Philippines rolls out historic dengue vaccine programme

One million Filipino schoolchildren to be given the world’s first dengue vaccine

Daniel Besant
April 7, 2016
Philippines rolls out historic dengue vaccine programme
Filipino health secretary Janette Garin (right) administers an anti-dengue vaccine at a school in the flood prone city of Marikina City, east of Manila on Monday. EPA/Francis R. Malasaig

The Philippines became a global frontrunner in the fight against dengue fever this week as it rolled out the world’s first vaccination programme for the viral disease, giving hope that one of the leading causes of serious illness and death among children in some Asian countries can be curbed.

On Monday, Philippine health authorities began the first vaccinations of 600 children at a state school in Marikina city, near Manila, in a programme that will involve one million students from 6,000 public schools this year in three dengue-endemic regions of the country. The producers of the vaccine believe it can reduce the number of dengue cases in the Philippines by 24% in the next five years.

The vaccine, Dengvaxia, was developed by major pharmaceutical company Sanofi at a cost of $1.8 billion and involved clinical studies in 15 countries over 20 years.

“This first dengue vaccine has been developed and proven effective in countries like the Philippines where dengue is a major public health priority,” said Cecilia Montalban, president of The Philippine Foundation for Vaccination. “As a physician and a mother, I am proud that my country plays a historic role in dengue prevention.”

However, according to the Straits Times, Philipppine health advocates urged a halt in the vaccination programme until the results of a World Health Organisation (WHO) study into possible adverse side effects were published.

Dengue is a mosquito-borne viral infection spread mostly by the Aedes aegypti mosquito.
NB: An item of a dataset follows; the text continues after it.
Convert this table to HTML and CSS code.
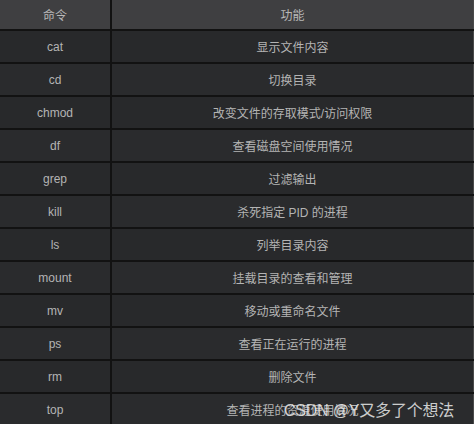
FILE: index.html
```html
<!DOCTYPE html>
<html lang="zh">
<head>
<meta charset="utf-8">
<link rel="stylesheet" href="styles.css">
</head>
<body>
<div class="wrap">
<table class="cmds">
<thead>
<tr><th class="c1">命令</th><th class="c2">功能</th></tr>
</thead>
<tbody>
<tr><td>cat</td><td>显示文件内容</td></tr>
<tr><td>cd</td><td>切换目录</td></tr>
<tr><td>chmod</td><td>改变文件的存取模式/访问权限</td></tr>
<tr><td>df</td><td>查看磁盘空间使用情况</td></tr>
<tr><td>grep</td><td>过滤输出</td></tr>
<tr><td>kill</td><td>杀死指定 PID 的进程</td></tr>
<tr><td>ls</td><td>列举目录内容</td></tr>
<tr><td>mount</td><td>挂载目录的查看和管理</td></tr>
<tr><td>mv</td><td>移动或重命名文件</td></tr>
<tr><td>ps</td><td>查看正在运行的进程</td></tr>
<tr><td>rm</td><td>删除文件</td></tr>
<tr><td>top</td><td>查看进程的资源使用情况</td></tr>
</tbody>
</table>
<div class="mark">CSDN @Y又多了个想法</div>
</div>
</body>
</html>
```
FILE: styles.css
```css
html, body {
  margin: 0;
  padding: 0;
  background: #27282a;
}
.wrap {
  position: relative;
  width: 474px;
  height: 424px;
  overflow: hidden;
}
.cmds {
  width: 474px;
  border-collapse: collapse;
  table-layout: fixed;
  font-family: "Liberation Sans", "Noto Sans CJK SC", sans-serif;
  font-size: 12px;
  color: #b4b4b4;
}
.cmds th, .cmds td {
  text-align: center;
  padding: 0;
  border-bottom: 2px solid #121212;
  border-right: 2px solid #121212;
}
.cmds th:last-child, .cmds td:last-child {
  border-right: 1px solid #4a4a4a;
}
.cmds th {
  height: 29px;
  background: #3f3f41;
  font-weight: normal;
  color: #b8b8b8;
}
.cmds td {
  height: 31px;
  background: #28292b;
}
.cmds tbody tr:nth-child(even) td {
  background: #2a2b2d;
}
.c1 { width: 110px; }
.mark {
  position: absolute;
  left: 284px;
  top: 397px;
  font-family: "Liberation Sans", "Noto Sans CJK SC", sans-serif;
  font-size: 16px;
  letter-spacing: -0.2px;
  color: rgba(235, 235, 235, 0.85);
  white-space: nowrap;
}
```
It causes flu-like symptoms that sometimes develop into potentially lethal complications. Southeast Asia and the Western Pacific regions are the most seriously affected, with more than three million cases recorded there by the WHO in 2013. The WHO says infection rates globally are vastly under-reported and that the disease may affect nearly 400 million people annually.

Last year, there was a surge in dengue cases recorded in Asean countries. In the first nine months of 2015, the number of cases in Myanmar nearly tripled compared to the same period the previous year, with a similar situation in Thailand. In Cambodia, the number of cases rose more than 350% and across the border in Vietnam, a jump of 85% was noted. Malaysia and Singapore also saw a spike in cases.